The effort to celebrate the day as a unifying event, its detractors feel, is a convenient attempt to sugar coat troublesome history. Some of those who oppose it, have advocated moving the day to a different date and fully detaching it from an event which the native Australians cannot accept as celebration-worthy. In 1938 the celebration was countered by a ‘Day of Mourning’. 50 years later in 1988 Aboriginal people observed ‘Invasion Day’ in Sydney on the 26th. The push for changing the date is still going on and the subject occupied headlines in Australia in every January for the past few years. The assistant immigration minister, Alex Hawke said last week, on January 16, 2018, that he has not heard a “reasonable argument” to support changing the date of Australia Day, The Guardian reports. The ongoing demand also propelled Prime Minister Malcolm Turnbull to say that he was “disappointed by those who want to change the date of Australia Day.” Prime Minister Turnbull thinks that doing so is tantamount to “denying" history.
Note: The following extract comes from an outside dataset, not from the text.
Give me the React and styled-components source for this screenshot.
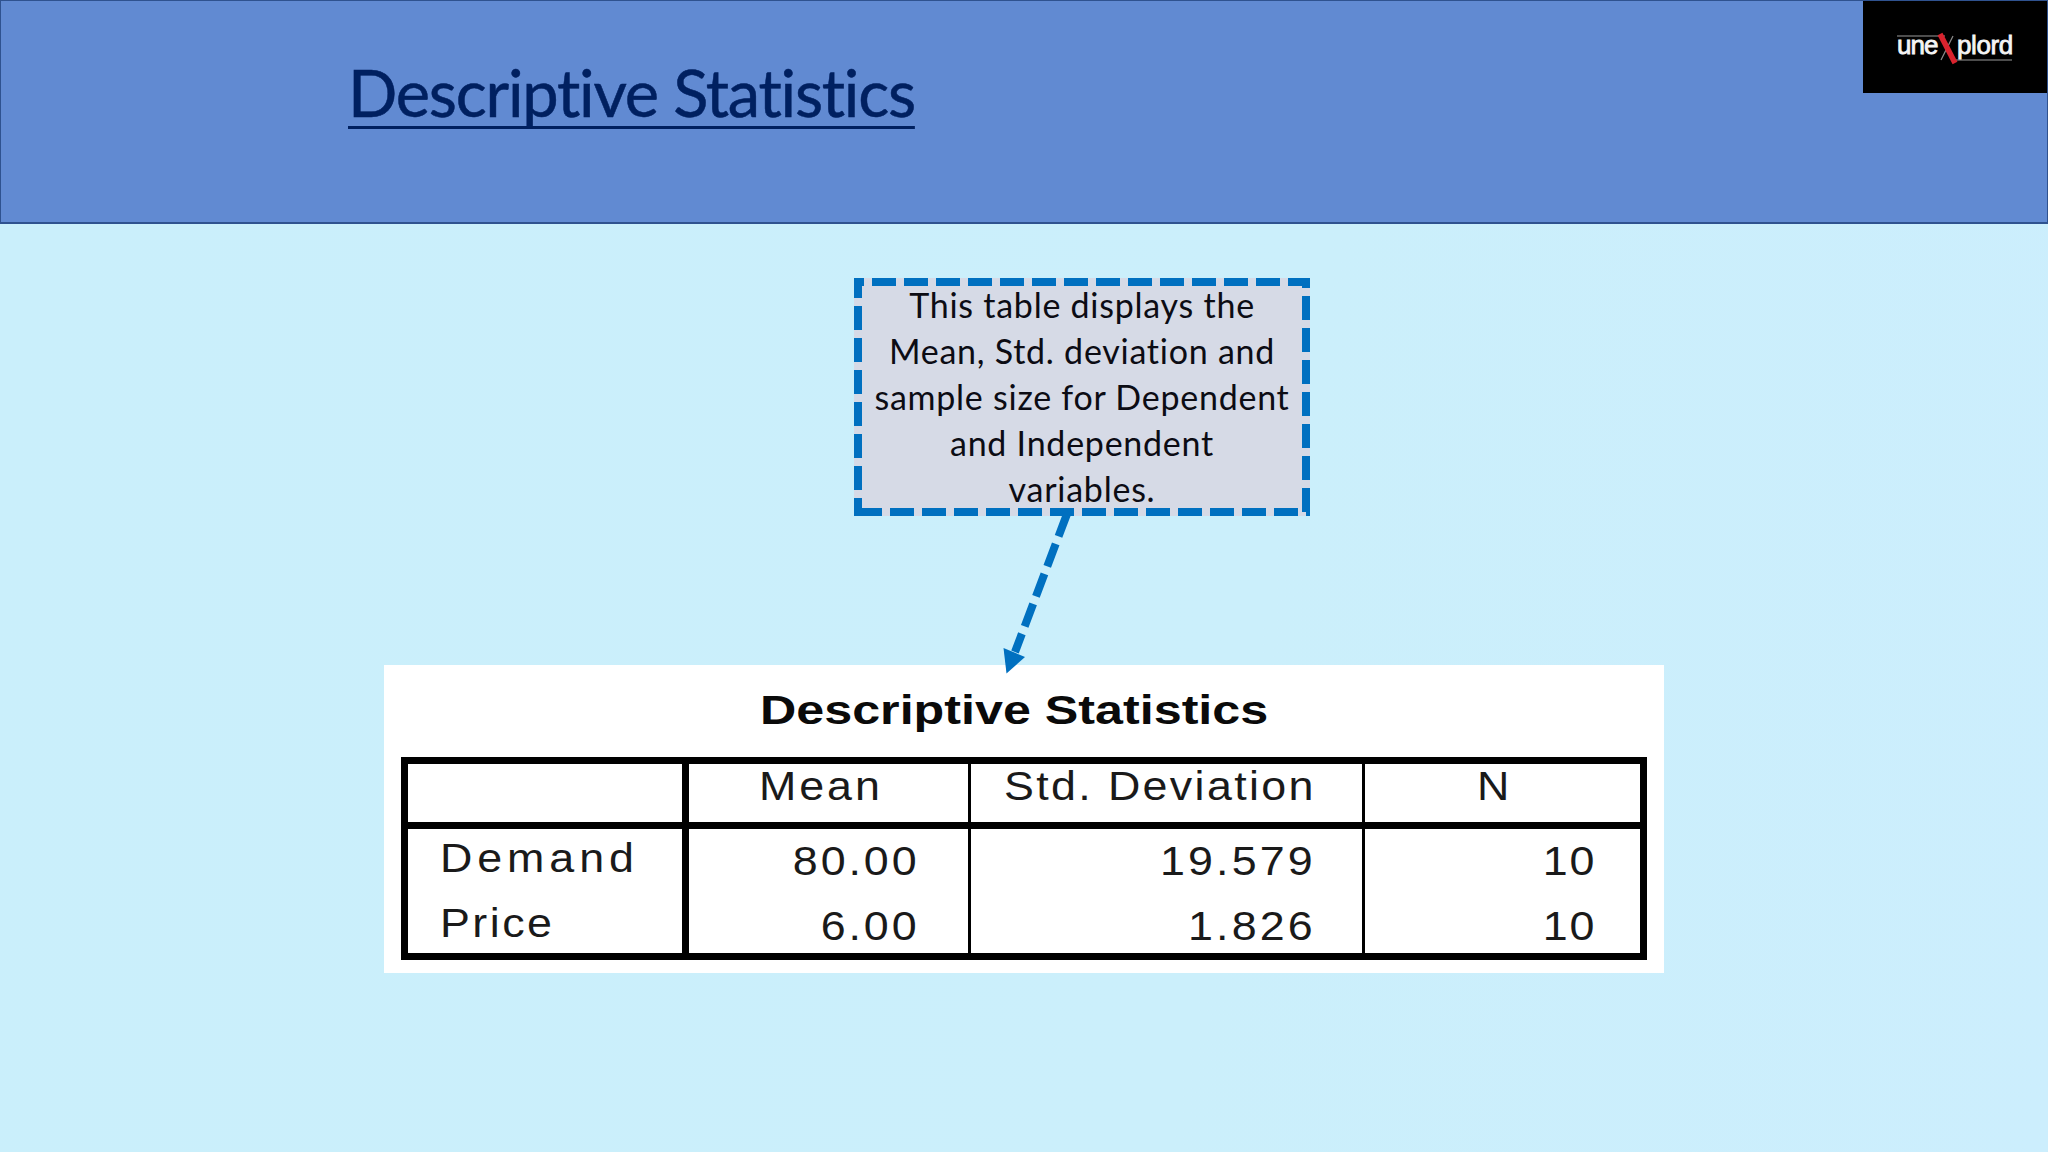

The bilateral relationship has strengthened after 9/11 when Australia stood as one of the most preferred choices for Bangladeshi students to go to

Bangladesh Australia relations

Australia was among the first countries in the world to recognize Bangladesh after the country's independence in 1971. It continues to be a very important partner nation for Bangladesh. “Australia is a significant trading and development partner of Bangladesh. There is a significant number of Bangladeshis live in Australia, where migration began from 1970s. Bangladeshis were counted separately in Australian census since 1976. The bilateral relationship has strengthened after 9/11 when Australia stood as one of the most preferred choices for Bangladeshi students to go to. A number of Australian scholarships also provide a significant opportunity for civil servants as well as the intellectual community to study in Australia. This has been one of the avenues for Australia to develop its soft power in Bangladesh,” said Professor Lailufar Yasmin, PhD, of Department of International Relations, University of Dhaka. Commenting on what is the most important aspect in Bangladesh-Australia relations, Professor Yasmin said that trade and access to higher studies and skilled migration to Australia are two important aspects from Bangladesh’s perspective. “Since Australia granted duty-free access for Bangladeshi goods to its market, the bilateral trade has grown significantly and now amounts to around AUD1 billion with Bangladesh’s exports amounting to AUD450 million,” she said. “There is also a presence of a significant Bangladeshi community in Sydney primarily and some in Melbourne, Canberra and other regional capitals. With the relaxation of Australian visa procedure and increased surveillance in obtaining a US student visa, a large number of migration to Australia took place in early 2000. For Australia, tackling illegal migration from Bangladesh is a priority and successive visiting Australian government high officials have stressed on this matter,” Professor Yasmin added.